* [Problem statement] From the entries below, list each line with "React".
***** Dataset extract *****
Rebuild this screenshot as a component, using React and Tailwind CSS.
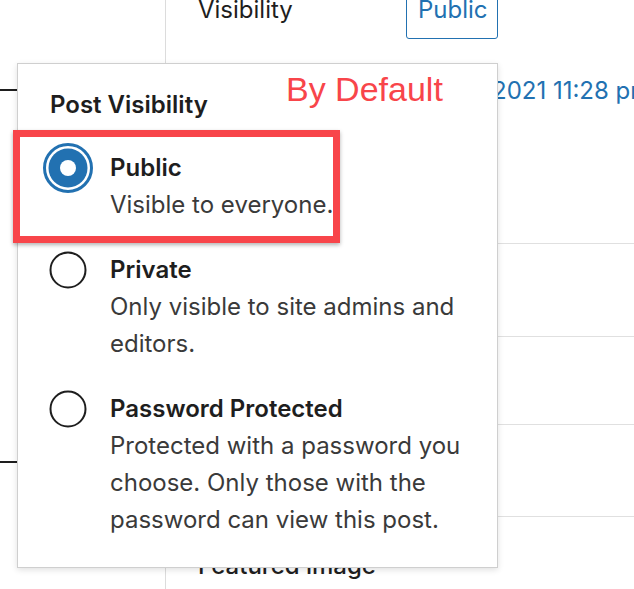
*****
***** Dataset extract *****
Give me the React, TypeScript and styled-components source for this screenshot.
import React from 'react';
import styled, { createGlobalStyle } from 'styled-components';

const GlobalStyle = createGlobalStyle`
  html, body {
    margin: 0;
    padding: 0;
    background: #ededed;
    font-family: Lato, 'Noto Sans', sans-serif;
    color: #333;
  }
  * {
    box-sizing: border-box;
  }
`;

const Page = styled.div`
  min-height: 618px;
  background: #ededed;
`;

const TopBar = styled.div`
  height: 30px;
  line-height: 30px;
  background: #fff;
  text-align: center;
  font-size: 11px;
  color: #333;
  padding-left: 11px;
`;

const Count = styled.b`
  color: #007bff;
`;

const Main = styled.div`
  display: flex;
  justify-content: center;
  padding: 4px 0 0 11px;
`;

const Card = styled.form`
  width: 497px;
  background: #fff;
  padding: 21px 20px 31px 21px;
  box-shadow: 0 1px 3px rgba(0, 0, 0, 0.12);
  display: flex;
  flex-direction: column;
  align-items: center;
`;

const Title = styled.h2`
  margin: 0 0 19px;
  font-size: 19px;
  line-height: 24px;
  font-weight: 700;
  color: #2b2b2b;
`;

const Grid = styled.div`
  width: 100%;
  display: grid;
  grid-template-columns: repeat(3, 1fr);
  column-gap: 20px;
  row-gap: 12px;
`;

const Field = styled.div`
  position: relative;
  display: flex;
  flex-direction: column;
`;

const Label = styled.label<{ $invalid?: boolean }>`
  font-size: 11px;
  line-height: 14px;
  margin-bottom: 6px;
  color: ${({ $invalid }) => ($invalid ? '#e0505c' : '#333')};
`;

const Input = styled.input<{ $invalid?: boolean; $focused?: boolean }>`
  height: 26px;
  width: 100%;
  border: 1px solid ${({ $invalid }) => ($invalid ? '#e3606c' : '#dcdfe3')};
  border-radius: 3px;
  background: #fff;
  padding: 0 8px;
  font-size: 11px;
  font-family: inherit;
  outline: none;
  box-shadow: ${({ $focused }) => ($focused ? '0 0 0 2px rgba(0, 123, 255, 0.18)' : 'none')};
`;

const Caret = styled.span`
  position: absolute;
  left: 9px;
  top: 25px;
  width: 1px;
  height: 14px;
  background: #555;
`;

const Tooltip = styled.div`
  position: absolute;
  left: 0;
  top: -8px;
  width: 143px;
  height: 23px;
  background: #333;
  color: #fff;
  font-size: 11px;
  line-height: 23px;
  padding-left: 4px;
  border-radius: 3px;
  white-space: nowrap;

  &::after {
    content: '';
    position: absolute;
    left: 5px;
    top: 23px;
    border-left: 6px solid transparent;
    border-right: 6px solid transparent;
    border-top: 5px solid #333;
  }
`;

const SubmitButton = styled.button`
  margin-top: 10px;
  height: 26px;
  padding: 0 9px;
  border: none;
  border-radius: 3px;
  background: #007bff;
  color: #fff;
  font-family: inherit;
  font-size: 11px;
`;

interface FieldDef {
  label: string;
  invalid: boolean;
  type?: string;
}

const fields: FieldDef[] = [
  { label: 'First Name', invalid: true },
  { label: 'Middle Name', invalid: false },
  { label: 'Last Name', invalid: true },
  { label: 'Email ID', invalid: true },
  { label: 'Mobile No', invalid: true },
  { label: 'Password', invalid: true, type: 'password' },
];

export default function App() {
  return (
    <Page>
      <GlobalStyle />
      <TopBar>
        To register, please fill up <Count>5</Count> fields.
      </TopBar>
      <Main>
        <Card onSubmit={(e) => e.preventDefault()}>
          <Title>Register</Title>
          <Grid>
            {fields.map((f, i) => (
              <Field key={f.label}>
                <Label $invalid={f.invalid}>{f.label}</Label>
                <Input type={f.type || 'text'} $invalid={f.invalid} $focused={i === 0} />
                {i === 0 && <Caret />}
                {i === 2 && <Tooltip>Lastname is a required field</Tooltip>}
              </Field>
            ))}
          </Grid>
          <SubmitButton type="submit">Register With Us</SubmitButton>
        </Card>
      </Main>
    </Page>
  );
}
*****
* [Task solution]
Rebuild this screenshot as a component, using React and Tailwind CSS.
Give me the React, TypeScript and styled-components source for this screenshot.
import React from 'react';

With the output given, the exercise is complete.